Objective
Scan the data below and pick out the lines containing the word "screenshot".

Entries provided
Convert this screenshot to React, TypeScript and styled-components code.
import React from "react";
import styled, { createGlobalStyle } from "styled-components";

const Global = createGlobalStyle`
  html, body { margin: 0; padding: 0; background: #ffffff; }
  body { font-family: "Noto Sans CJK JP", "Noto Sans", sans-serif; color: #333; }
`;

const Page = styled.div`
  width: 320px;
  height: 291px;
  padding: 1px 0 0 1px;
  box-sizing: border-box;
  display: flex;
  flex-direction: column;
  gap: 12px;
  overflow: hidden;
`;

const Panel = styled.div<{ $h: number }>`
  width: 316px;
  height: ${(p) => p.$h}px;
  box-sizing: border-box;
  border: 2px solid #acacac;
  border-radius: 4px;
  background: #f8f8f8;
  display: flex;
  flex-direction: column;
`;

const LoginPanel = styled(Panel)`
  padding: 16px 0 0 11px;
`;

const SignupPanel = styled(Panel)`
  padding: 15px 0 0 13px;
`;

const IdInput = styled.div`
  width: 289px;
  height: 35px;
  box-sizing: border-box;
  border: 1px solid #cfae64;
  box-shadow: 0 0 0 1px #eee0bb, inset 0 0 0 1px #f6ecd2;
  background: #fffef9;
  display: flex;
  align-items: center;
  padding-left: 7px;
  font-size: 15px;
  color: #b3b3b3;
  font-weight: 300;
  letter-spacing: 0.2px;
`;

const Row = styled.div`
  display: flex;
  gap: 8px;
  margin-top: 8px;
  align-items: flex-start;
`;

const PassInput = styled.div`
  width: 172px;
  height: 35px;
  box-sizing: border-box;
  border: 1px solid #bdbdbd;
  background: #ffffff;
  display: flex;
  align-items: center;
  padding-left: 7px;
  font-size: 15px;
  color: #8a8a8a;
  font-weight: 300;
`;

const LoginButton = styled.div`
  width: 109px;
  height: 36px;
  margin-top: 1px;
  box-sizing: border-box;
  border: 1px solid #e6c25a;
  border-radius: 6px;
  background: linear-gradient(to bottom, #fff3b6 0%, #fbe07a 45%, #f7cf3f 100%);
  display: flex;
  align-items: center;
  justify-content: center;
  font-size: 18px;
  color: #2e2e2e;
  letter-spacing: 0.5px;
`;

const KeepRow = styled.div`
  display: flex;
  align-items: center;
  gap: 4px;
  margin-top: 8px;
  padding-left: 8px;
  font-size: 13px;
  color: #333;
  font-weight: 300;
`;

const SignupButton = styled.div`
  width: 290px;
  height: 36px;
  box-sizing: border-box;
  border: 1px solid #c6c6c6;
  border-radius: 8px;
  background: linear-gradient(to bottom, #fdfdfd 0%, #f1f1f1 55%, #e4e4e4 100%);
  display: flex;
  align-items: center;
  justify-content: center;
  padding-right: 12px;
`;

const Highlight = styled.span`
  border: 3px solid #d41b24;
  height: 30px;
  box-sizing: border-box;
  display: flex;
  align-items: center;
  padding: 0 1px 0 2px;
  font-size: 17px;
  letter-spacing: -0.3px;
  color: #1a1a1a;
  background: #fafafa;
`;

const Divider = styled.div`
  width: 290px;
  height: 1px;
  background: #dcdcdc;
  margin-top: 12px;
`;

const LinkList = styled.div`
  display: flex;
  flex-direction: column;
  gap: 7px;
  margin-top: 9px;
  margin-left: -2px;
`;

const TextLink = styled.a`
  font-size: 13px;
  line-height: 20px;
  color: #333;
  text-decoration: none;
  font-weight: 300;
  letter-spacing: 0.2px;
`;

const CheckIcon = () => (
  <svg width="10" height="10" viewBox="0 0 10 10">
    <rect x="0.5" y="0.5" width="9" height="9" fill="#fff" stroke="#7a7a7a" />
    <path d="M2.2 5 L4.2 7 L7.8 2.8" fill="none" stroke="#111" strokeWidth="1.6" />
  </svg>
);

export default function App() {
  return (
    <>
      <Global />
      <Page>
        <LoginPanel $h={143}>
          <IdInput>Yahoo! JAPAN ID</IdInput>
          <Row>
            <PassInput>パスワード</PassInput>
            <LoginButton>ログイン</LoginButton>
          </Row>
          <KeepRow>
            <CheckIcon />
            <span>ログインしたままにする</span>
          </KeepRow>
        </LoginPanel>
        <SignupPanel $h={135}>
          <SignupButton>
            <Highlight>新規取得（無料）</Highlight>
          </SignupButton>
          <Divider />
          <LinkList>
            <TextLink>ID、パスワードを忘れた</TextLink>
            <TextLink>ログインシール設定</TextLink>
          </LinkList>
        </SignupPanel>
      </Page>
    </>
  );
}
* * *
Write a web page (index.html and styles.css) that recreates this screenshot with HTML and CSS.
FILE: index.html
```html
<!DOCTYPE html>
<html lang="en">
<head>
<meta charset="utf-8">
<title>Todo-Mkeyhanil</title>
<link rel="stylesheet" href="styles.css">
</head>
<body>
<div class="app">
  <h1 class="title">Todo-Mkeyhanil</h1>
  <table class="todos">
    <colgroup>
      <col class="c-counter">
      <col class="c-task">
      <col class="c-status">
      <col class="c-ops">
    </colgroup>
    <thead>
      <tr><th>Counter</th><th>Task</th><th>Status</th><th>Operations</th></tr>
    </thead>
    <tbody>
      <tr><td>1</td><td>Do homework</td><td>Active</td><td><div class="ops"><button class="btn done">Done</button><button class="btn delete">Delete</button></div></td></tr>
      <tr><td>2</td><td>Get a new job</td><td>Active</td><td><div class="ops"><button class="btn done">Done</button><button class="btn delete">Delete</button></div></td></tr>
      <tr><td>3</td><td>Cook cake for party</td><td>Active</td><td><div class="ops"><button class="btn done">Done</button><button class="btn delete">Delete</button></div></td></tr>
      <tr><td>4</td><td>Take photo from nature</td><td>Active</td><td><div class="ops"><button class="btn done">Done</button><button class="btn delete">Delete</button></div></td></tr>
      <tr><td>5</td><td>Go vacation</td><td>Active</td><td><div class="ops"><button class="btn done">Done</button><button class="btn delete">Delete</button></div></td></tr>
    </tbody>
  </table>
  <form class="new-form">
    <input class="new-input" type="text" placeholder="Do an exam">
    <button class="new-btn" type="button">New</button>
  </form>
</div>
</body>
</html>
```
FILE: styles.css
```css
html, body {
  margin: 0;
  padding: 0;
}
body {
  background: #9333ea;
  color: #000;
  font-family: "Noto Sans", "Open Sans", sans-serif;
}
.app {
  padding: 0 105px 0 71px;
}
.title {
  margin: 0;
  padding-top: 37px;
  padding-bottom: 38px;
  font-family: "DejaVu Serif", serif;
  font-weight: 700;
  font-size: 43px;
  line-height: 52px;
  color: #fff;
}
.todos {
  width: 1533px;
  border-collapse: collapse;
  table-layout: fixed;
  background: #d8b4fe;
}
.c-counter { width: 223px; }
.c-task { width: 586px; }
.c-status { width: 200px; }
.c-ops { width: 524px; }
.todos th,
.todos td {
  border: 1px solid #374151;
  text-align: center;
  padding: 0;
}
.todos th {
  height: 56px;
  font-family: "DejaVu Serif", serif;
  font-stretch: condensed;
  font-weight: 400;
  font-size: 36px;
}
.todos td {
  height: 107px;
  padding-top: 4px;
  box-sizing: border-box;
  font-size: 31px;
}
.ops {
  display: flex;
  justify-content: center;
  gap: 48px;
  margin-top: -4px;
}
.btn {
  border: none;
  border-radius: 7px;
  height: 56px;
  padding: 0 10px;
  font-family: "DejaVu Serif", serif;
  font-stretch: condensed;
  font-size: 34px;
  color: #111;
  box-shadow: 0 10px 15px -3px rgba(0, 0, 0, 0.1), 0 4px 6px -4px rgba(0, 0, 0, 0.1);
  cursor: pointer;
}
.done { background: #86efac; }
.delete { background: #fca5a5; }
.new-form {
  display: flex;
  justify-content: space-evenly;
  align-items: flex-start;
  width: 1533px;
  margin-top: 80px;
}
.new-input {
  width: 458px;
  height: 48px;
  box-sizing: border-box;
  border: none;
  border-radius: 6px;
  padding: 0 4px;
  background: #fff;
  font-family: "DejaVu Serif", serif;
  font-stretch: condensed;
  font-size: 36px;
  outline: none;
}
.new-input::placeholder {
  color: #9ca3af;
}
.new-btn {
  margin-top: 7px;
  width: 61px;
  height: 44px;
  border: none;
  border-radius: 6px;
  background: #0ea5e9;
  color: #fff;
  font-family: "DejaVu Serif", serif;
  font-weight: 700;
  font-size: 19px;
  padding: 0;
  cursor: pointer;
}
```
---
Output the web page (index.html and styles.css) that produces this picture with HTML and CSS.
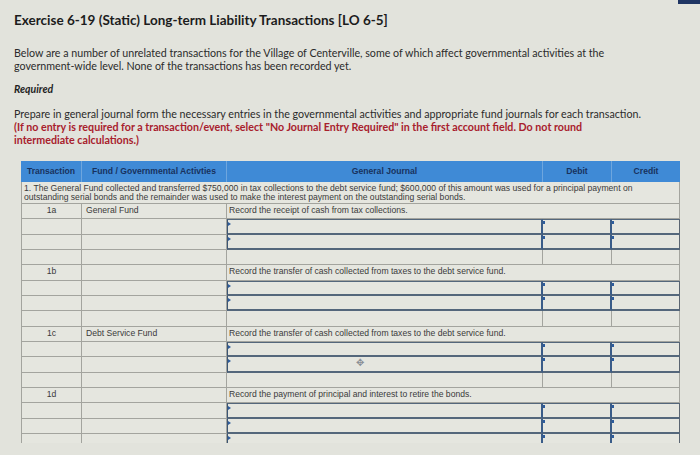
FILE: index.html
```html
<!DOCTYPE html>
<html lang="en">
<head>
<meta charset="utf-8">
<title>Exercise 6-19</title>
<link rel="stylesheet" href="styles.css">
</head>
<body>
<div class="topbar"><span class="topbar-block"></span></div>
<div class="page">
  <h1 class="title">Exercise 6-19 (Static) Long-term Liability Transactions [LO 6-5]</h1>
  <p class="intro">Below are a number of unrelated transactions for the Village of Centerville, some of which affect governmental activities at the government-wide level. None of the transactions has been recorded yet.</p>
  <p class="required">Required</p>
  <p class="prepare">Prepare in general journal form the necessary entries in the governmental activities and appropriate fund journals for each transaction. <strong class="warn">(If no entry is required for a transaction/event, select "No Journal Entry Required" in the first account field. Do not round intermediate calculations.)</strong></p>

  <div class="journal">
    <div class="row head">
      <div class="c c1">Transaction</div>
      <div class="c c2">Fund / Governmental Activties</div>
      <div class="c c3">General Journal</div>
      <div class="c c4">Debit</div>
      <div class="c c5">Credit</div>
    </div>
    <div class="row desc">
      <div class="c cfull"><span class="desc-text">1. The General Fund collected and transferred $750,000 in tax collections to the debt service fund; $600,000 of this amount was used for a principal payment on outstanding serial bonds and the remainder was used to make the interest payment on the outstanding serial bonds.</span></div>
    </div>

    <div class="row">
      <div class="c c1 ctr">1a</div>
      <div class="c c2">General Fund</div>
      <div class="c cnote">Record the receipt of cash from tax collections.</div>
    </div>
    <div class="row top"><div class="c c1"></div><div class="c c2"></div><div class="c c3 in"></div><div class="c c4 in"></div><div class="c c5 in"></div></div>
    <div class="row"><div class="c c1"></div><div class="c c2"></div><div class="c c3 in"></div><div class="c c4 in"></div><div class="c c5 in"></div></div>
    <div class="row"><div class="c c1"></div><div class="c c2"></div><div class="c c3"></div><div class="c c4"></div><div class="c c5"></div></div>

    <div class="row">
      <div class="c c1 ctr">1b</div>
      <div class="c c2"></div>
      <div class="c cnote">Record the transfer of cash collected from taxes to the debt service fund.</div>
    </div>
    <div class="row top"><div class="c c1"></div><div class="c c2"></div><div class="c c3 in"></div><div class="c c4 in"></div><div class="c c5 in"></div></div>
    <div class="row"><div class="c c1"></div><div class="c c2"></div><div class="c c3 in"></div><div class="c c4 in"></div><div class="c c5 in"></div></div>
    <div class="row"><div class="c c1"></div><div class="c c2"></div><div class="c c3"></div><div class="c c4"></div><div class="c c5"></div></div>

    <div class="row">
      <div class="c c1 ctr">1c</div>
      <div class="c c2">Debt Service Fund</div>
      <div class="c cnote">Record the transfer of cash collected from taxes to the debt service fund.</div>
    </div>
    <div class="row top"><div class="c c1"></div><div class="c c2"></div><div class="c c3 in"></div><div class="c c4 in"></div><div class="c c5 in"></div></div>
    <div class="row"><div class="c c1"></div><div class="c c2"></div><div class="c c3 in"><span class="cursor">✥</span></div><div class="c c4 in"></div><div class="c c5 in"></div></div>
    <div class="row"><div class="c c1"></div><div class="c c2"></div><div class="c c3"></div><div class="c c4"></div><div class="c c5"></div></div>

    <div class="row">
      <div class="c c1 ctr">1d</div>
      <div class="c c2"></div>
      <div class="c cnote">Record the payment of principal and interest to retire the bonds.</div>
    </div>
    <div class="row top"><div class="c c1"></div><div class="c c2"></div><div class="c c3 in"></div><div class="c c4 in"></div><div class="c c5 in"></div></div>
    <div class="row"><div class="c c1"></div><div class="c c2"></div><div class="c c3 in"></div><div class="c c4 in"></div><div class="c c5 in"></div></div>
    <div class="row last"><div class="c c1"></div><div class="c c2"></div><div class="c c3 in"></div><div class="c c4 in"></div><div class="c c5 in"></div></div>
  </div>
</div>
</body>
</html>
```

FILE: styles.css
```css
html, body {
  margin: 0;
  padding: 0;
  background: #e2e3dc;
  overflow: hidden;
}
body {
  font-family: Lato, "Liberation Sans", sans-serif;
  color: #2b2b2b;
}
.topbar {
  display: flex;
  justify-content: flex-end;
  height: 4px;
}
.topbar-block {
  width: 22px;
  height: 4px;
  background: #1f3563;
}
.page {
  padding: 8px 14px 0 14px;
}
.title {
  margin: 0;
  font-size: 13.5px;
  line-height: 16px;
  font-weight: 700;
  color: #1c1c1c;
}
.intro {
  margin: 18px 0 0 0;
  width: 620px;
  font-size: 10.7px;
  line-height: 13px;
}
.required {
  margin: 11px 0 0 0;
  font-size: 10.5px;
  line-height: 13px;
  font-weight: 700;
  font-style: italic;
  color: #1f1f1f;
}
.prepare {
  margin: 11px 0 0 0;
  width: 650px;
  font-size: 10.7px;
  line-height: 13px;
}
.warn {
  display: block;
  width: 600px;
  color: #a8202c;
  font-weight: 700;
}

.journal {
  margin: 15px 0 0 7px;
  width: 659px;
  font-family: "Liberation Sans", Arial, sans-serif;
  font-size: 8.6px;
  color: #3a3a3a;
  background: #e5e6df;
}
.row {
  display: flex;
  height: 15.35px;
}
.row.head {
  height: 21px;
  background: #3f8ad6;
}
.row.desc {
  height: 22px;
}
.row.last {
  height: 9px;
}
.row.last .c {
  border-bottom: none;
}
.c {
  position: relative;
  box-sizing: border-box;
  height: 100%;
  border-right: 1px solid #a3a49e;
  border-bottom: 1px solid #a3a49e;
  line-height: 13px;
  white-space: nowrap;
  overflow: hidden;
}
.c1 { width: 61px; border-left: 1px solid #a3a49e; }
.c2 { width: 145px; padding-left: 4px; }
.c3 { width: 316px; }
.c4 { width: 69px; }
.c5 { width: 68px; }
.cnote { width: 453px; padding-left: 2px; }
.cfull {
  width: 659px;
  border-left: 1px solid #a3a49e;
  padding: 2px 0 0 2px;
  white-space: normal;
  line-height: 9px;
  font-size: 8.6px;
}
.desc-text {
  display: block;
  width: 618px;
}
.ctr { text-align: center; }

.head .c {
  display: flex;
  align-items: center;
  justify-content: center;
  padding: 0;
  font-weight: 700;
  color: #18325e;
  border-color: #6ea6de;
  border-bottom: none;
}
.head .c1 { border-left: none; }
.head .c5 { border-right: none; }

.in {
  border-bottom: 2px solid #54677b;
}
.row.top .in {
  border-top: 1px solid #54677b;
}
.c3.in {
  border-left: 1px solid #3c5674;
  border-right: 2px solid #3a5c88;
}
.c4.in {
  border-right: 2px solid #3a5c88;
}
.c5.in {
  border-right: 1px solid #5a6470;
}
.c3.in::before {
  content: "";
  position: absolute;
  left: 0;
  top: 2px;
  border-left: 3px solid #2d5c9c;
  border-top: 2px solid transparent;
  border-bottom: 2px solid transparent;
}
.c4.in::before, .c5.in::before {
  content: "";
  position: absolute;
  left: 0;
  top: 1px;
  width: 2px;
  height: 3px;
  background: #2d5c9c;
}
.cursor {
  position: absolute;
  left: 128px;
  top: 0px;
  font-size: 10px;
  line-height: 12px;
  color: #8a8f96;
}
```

Solution for this problem
Convert this screenshot to React, TypeScript and styled-components code.
Write a web page (index.html and styles.css) that recreates this screenshot with HTML and CSS.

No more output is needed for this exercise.